Your mentioning of the President recalled Joe Biden’s often used expression: “Don’t compare me with the Almighty; compare me with my opponent.” Joseph Biden in my estimation is a good man, while Donald Trump is a criminal sociopath. There is no symmetry between them: for Biden to be as “good” as Trump is “bad” his goodness would have to be Godlike. He faces difficult dilemmas, such as the Gaza conflict. I think we must look at four parties here, not two. The Palestinian people must not be conflated with the Hamas fanatic killers, and the Israeli people must not be conflated with the arguably criminal Netanyahu and his fanatic Settler coalition, determined not to have a two-state solution to the long conflict.

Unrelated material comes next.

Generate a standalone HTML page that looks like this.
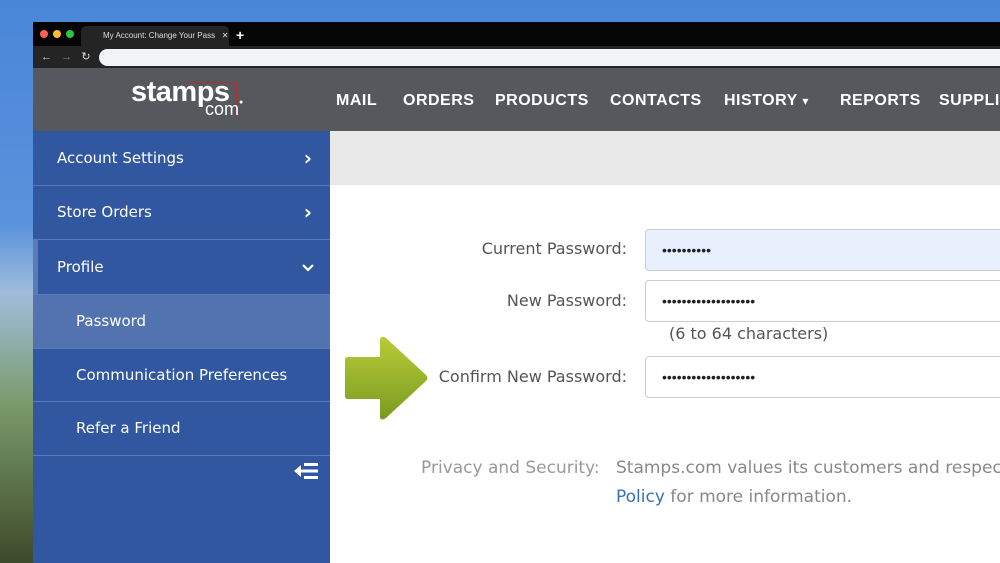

I don’t think cutting off all military aid to Israel is a possible option: Hamas did start it with a murderous assault. Biden has no influence over Netanyahu, who would like nothing more than a Trump victory in November. Because of the lack of symmetry I see my prospective vote in November as one-tenth “for” Biden and nine-tenths “against” Trump. If we had RCV in effect for this election, we would not have a “voter’s dilemma” and the consequent spoiler effect. In that case, choosing an alternate to Biden would be morally acceptable if the second choice was for Biden (i.e., an Effective vote Against Trump). Trump learned in his term of office what was impeding his actions. A second term for this moral monstrosity would be an unmitigated catastrophe. I wrote previously that this will be the most “Special” election since at least 1864.